ČT24: Severokorejští diplomaté se z Česka snažili pašovat zbraně pro KLDR
Deník N: Diplomat kupoval v Česku drony a náhradní díly do tanků pro KLDR.
C4ADS report: https://www.c4reports.org/lux-and-loaded
Japan toughening its foreign investment legislation
What’s going on? Japan is about to toughen the process of purchasing stakes for foreign investors. It is said, that in contrast with the current setting, investors buying more than 1% of a stake will undergo a pre-screening. As of today, the threshold is 10%. However, this should apply only for strategic sectors such as defense industry, nuclear power, aerospace, cybersecurity, telecommunications, gas, … In total, up to 500 companies in 12 sectors should be touched by the planned legislation. It seems to be a part of a wider initiative related to foreign investments. Recently, Diet passed a change in law, that requires more detailed reporting from investors in sectors related to national security, public infrastructure, public safety and protected domestic industries (e.g. agriculture).

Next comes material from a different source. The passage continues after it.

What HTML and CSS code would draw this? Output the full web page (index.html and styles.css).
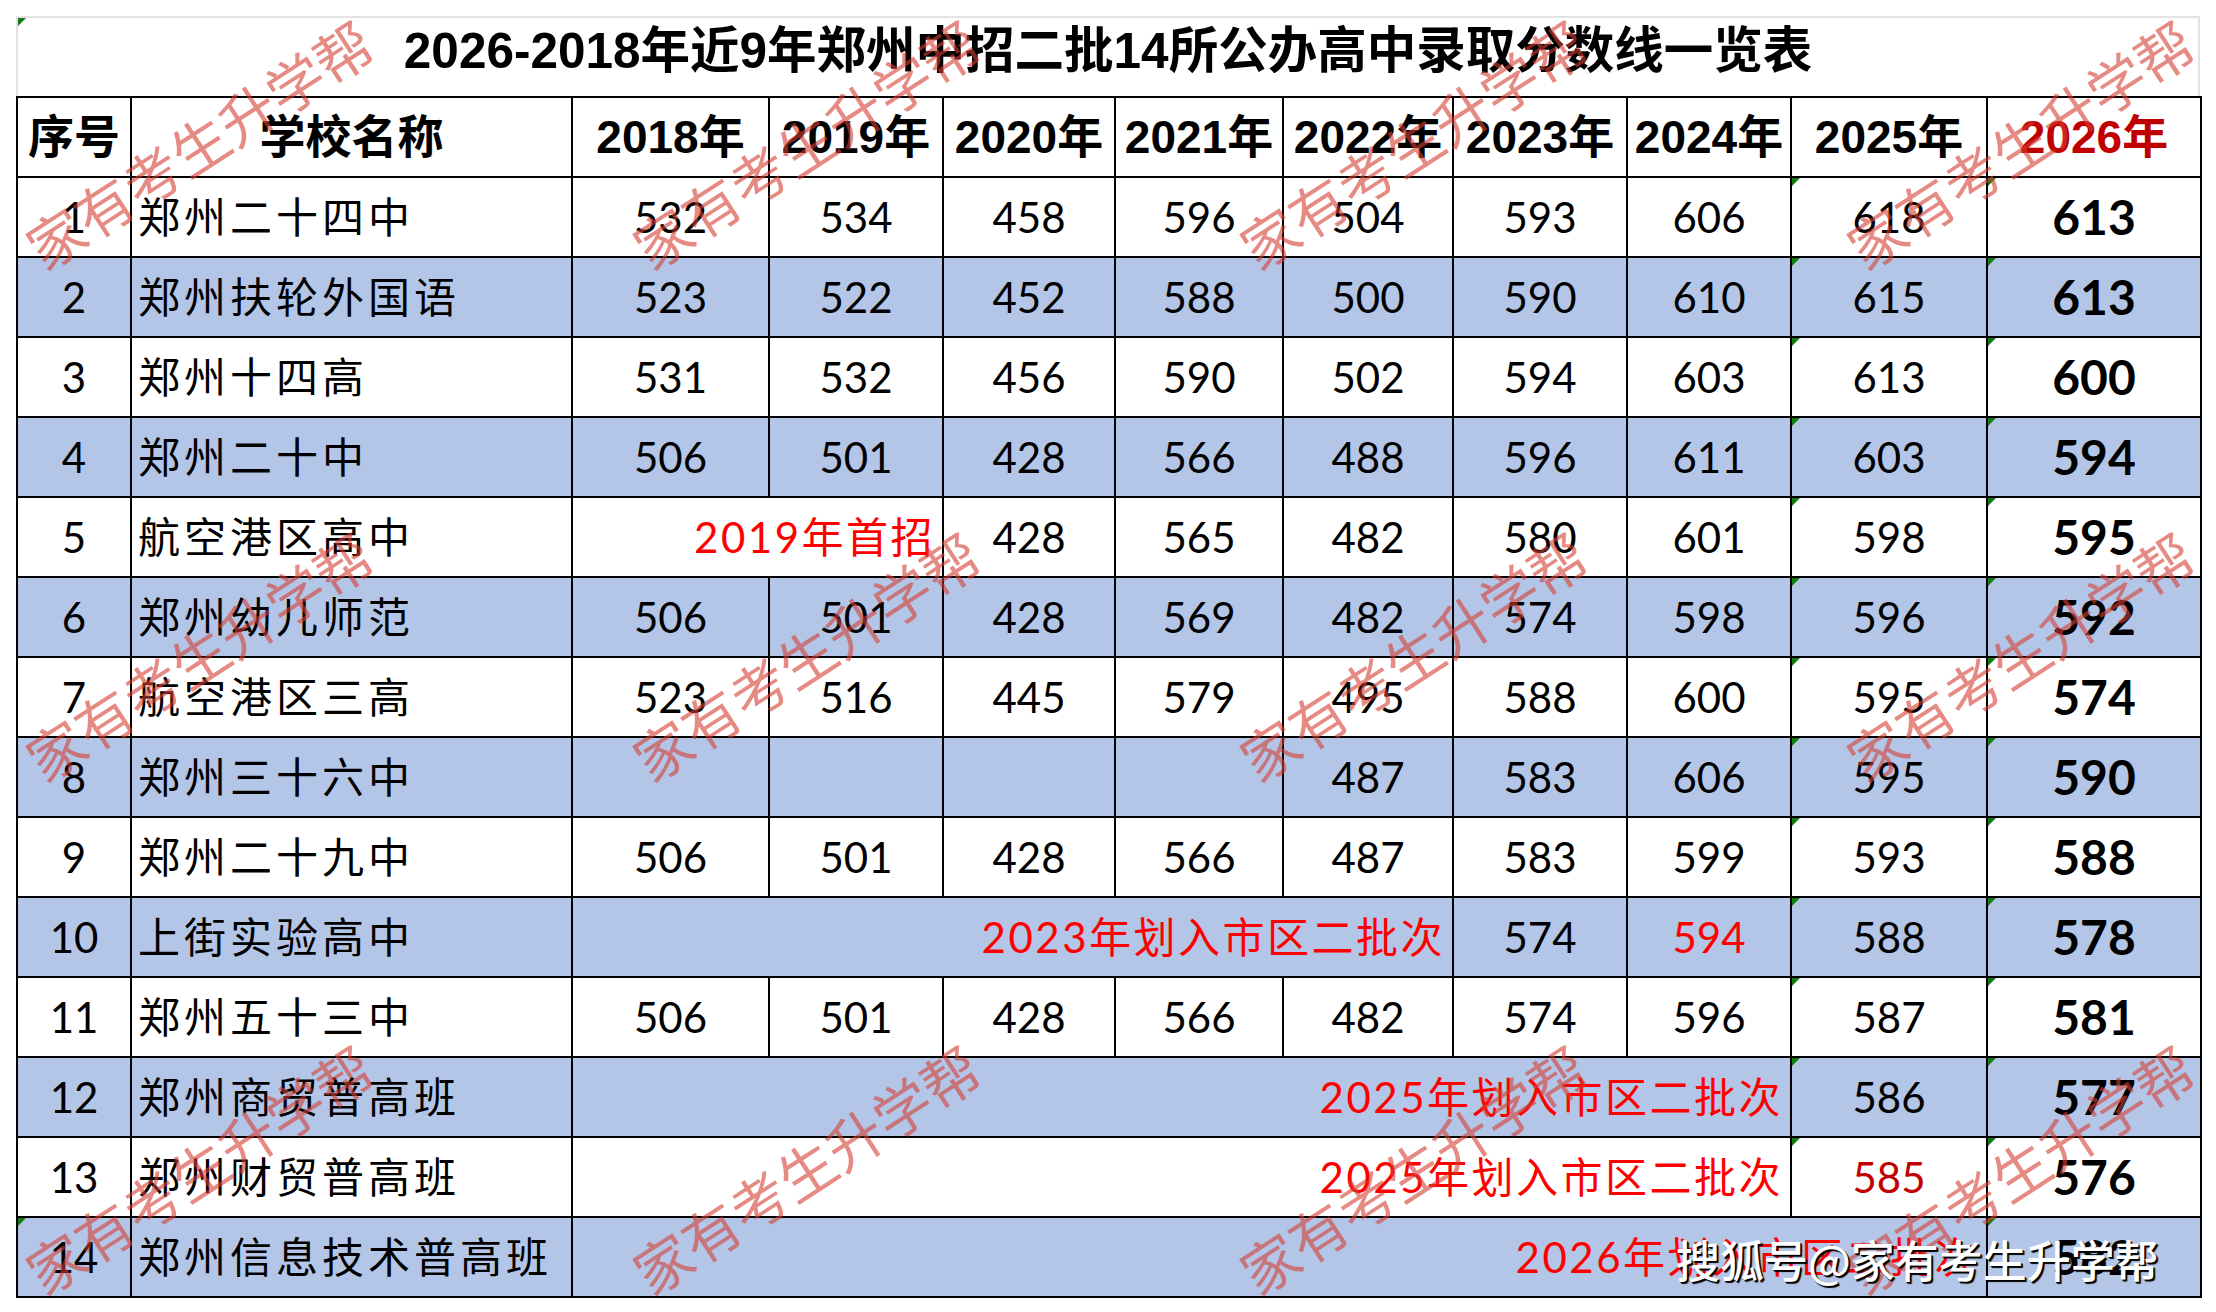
FILE: index.html
```html
<!DOCTYPE html>
<html lang="zh-CN">
<head>
<meta charset="utf-8">
<title>2026-2018年近9年郑州中招二批14所公办高中录取分数线一览表</title>
<link rel="stylesheet" href="styles.css">
</head>
<body>
<div class="page">
<div class="sheet">
  <div class="title">2026-2018年近9年郑州中招二批14所公办高中录取分数线一览表</div>
  <table class="grid">
    <colgroup>
      <col class="c-no"><col class="c-name"><col class="c-18"><col class="c-19"><col class="c-20"><col class="c-21"><col class="c-22"><col class="c-23"><col class="c-24"><col class="c-25"><col class="c-26">
    </colgroup>
    <tr class="head">
      <th>序号</th><th>学校名称</th><th>2018年</th><th>2019年</th><th>2020年</th><th>2021年</th><th>2022年</th><th>2023年</th><th>2024年</th><th>2025年</th><th class="dark">2026年</th>
    </tr>
    <tr>
      <td>1</td><td class="name">郑州二十四中</td><td>532</td><td>534</td><td>458</td><td>596</td><td>504</td><td>593</td><td>606</td><td class="mark">618</td><td class="mark final">613</td>
    </tr>
    <tr class="alt">
      <td>2</td><td class="name">郑州扶轮外国语</td><td>523</td><td>522</td><td>452</td><td>588</td><td>500</td><td>590</td><td>610</td><td class="mark">615</td><td class="mark final">613</td>
    </tr>
    <tr>
      <td>3</td><td class="name">郑州十四高</td><td>531</td><td>532</td><td>456</td><td>590</td><td>502</td><td>594</td><td>603</td><td class="mark">613</td><td class="mark final">600</td>
    </tr>
    <tr class="alt">
      <td>4</td><td class="name">郑州二十中</td><td>506</td><td>501</td><td>428</td><td>566</td><td>488</td><td>596</td><td>611</td><td class="mark">603</td><td class="mark final">594</td>
    </tr>
    <tr>
      <td>5</td><td class="name">航空港区高中</td><td class="note" colspan="2">2019年首招</td><td>428</td><td>565</td><td>482</td><td>580</td><td>601</td><td class="mark">598</td><td class="mark final">595</td>
    </tr>
    <tr class="alt">
      <td>6</td><td class="name">郑州幼儿师范</td><td>506</td><td>501</td><td>428</td><td>569</td><td>482</td><td>574</td><td>598</td><td class="mark">596</td><td class="mark final">592</td>
    </tr>
    <tr>
      <td>7</td><td class="name">航空港区三高</td><td>523</td><td>516</td><td>445</td><td>579</td><td>495</td><td>588</td><td>600</td><td class="mark">595</td><td class="mark final">574</td>
    </tr>
    <tr class="alt">
      <td>8</td><td class="name">郑州三十六中</td><td></td><td></td><td></td><td></td><td>487</td><td>583</td><td>606</td><td class="mark">595</td><td class="mark final">590</td>
    </tr>
    <tr>
      <td>9</td><td class="name">郑州二十九中</td><td>506</td><td>501</td><td>428</td><td>566</td><td>487</td><td>583</td><td>599</td><td class="mark">593</td><td class="mark final">588</td>
    </tr>
    <tr class="alt">
      <td>10</td><td class="name">上街实验高中</td><td class="note" colspan="5">2023年划入市区二批次</td><td>574</td><td class="red">594</td><td class="mark">588</td><td class="mark final">578</td>
    </tr>
    <tr>
      <td>11</td><td class="name">郑州五十三中</td><td>506</td><td>501</td><td>428</td><td>566</td><td>482</td><td>574</td><td>596</td><td class="mark">587</td><td class="mark final">581</td>
    </tr>
    <tr class="alt">
      <td>12</td><td class="name">郑州商贸普高班</td><td class="note" colspan="7">2025年划入市区二批次</td><td class="mark">586</td><td class="mark final">577</td>
    </tr>
    <tr>
      <td>13</td><td class="name">郑州财贸普高班</td><td class="note" colspan="7">2025年划入市区二批次</td><td class="mark dark">585</td><td class="mark final">576</td>
    </tr>
    <tr class="alt">
      <td class="mark">14</td><td class="name">郑州信息技术普高班</td><td class="note" colspan="8">2026年划入市区二批次</td><td class="mark final">582</td>
    </tr>
  </table>
</div>

<div class="wm-layer" aria-hidden="true">
  <span>家有考生升学帮</span><span>家有考生升学帮</span><span>家有考生升学帮</span><span>家有考生升学帮</span>
  <span>家有考生升学帮</span><span>家有考生升学帮</span><span>家有考生升学帮</span><span>家有考生升学帮</span>
  <span>家有考生升学帮</span><span>家有考生升学帮</span><span>家有考生升学帮</span><span>家有考生升学帮</span>
</div>

<div class="sohu">搜狐号@家有考生升学帮</div>
</div>
</body>
</html>
```

FILE: styles.css
```css
* { box-sizing: border-box; }

html, body {
  margin: 0;
  padding: 0;
  background: #ffffff;
  overflow: hidden;
}

body {
  font-family: Lato, "Noto Sans CJK SC", sans-serif;
  color: #000000;
}

.page {
  position: relative;
  width: 2216px;
  height: 1312px;
  overflow: hidden;
  padding: 16px 0 0 16px;
}

.sheet {
  width: 2184px;
}

.title {
  position: relative;
  height: 80px;
  border: 2px solid #e3e3e3;
  border-bottom: 0;
  display: flex;
  align-items: center;
  justify-content: center;
  padding-bottom: 12px;
  font-family: "Liberation Sans", "Noto Sans CJK SC", sans-serif;
  font-weight: 700;
  font-size: 49.5px;
  line-height: 1;
  white-space: nowrap;
}

.title::before {
  content: "";
  position: absolute;
  left: 0;
  top: 0;
  width: 0;
  height: 0;
  border-top: 8px solid #127c12;
  border-right: 8px solid transparent;
}

.grid {
  border-collapse: collapse;
  table-layout: fixed;
  width: 2184px;
}

.c-no { width: 114px; }
.c-name { width: 441px; }
.c-18 { width: 197px; }
.c-19 { width: 174px; }
.c-20 { width: 172px; }
.c-21 { width: 168px; }
.c-22 { width: 170px; }
.c-23 { width: 174px; }
.c-24 { width: 164px; }
.c-25 { width: 196px; }
.c-26 { width: 214px; }

.grid th,
.grid td {
  position: relative;
  border: 2px solid #000000;
  height: 80px;
  padding: 0;
  text-align: center;
  vertical-align: middle;
  line-height: 1;
  white-space: nowrap;
  font-size: 42px;
  font-weight: 400;
}

.grid th {
  font-family: "Liberation Sans", "Noto Sans CJK SC", sans-serif;
  font-weight: 700;
  font-size: 46px;
}

.grid tr.alt td {
  background: #b4c6e7;
}

.grid td.name {
  text-align: left;
  padding-left: 6px;
  letter-spacing: 4px;
}

.grid td.note {
  text-align: right;
  padding-right: 7px;
  letter-spacing: 2.5px;
  color: #ff0000;
}

.grid .red { color: #ff0000; }
.grid .dark { color: #c00000; }

.grid td.final {
  font-weight: 700;
  font-size: 48px;
}

.grid td.mark::before {
  content: "";
  position: absolute;
  left: 0;
  top: 0;
  width: 0;
  height: 0;
  border-top: 8px solid #127c12;
  border-right: 8px solid transparent;
}

.wm-layer {
  position: absolute;
  left: -105px;
  top: 0;
  display: grid;
  grid-template-columns: repeat(4, 607px);
  grid-template-rows: 286px 738px 288px;
  place-items: center;
  pointer-events: none;
}

.wm-layer span {
  display: block;
  transform: rotate(-33deg);
  font-family: "Noto Sans CJK SC", sans-serif;
  font-size: 57px;
  font-weight: 400;
  line-height: 1;
  white-space: nowrap;
  color: rgba(212, 62, 50, 0.6);
}

.sohu {
  position: absolute;
  left: 1676px;
  top: 1237px;
  font-family: "Noto Sans CJK SC", sans-serif;
  font-size: 44px;
  font-weight: 500;
  line-height: 1;
  white-space: nowrap;
  color: #ffffff;
  text-shadow: 2px 2px 1px #000000, 1px 1px 0 #000000;
}
```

Key takeaway. Japanese steps towards toughening the environment for foreign investors have to be seen in the light of global trends. Japan follows policies of the United States and various EU member states, seeking the protection of confidential technologies and strategic industries. CEEs with their dependence on foreign investments and ambivalent stand on Chinese investments are in a very difficult situation. However, seeing the obvious trends, they should reconsider their FDI screening policies.
Why it matters. Japanese FDI inward flow has been growing steadily since the end of the financial crisis, which has been actively encouraged by the government under the Abenomics policy. However, with the rapid growth of the Chinese position as an active investor, economic powers around the world are revising their screening procedures. Strategic sectors are inevitably tied with the Japanese vision of Society 5.0 and their security arrangements. Therefore, tightening the screening processes is understandable. On the other hand, critics are worried about the drop in FDI inflow, which might imperil the fragile Japanese economy. Also, in terms of the overall volume of investments, China didn’t even make it into Top 7 investors. However, the third biggest volume of investments in 2018 came from the Cayman Islands, which makes the situation quite complicated. It is not clear if recent steps are meant to be a preventive measure against potential Chinese actions or are it some form of protectionist move fuelled by major Japanese companies.
As for the EU, the situation might be a perfect moment for a further increase in cooperation with Japan, especially in terms of strategic sectors. CEE countries have a negative FDI flow with Japan, therefore it won’t affect their relations with Japan in terms of business.